- Born: December 27, 1980 (age 44) Lenasia, Johannesburg, South Africa

= Candice Morgan =

South African model

Candice Morgan (born 27 December 1980 in Lenasia, Johannesburg, South Africa) is an actress and former beauty queen from South Africa. Morgan was crowned Miss Deaf South Africa 2004 at the Performer Theater in Pretoria. She was crowned Miss Deaf World in July of the same year in Prague, Czech Republic.

"I would like to prove to the hearing world that deaf people can do anything they can and sometimes even better. As a young woman hoping to be in parliament one day, I would like to fight for the rights of women, especially deaf women.", she said during her victory speech.

==Early career==
Morgan matriculated at MC Kharbai School for the Deaf, after which she studied information technology at Esselen Park. She started presenting for DTV at the age of 16 and became a full-time member of staff in 2002. She made her acting debut in Eve's Cradle, an award-winning DTV drama. The character she portrays is a young Indian girl from a strict Tamil family who falls pregnant.

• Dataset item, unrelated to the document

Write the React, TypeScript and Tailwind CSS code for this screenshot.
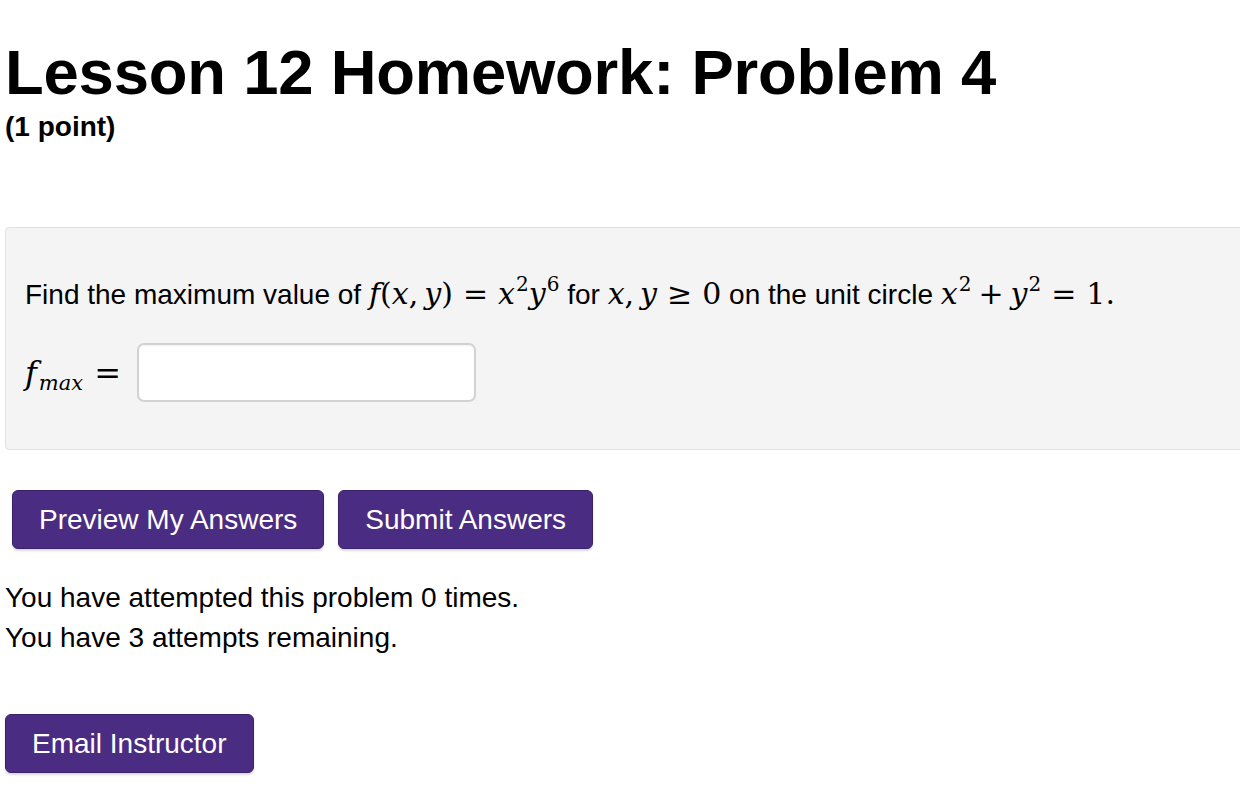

Her parents refuse to accept the pregnancy and Yashika is one of an unfortunate trio who land in the claws of Jakoff, a sinister Bulgarian who runs an internet adoption project.

==Controversy==
Morgan disclosed that she had given birth to a baby boy in December 2004. This contravened the rules of both competitions. She held firm that she had had no idea that she was pregnant during the competitions, yet organizers of Miss Deaf South Africa claimed that they had had to get legal help after she neglected her duties and did not turn up for commitments. This included being absent from the Paralympics opening ceremony, citing back problems. In a letter to the organizers, Morgan claimed that she wanted to be open about the birth of her son with Miss Deaf South Africa.

==Current activities==
She returned to television soon after the scandal erupted to direct, edit and present DTV. As a celebrity she has used her status to fight for deaf rights in South Africa.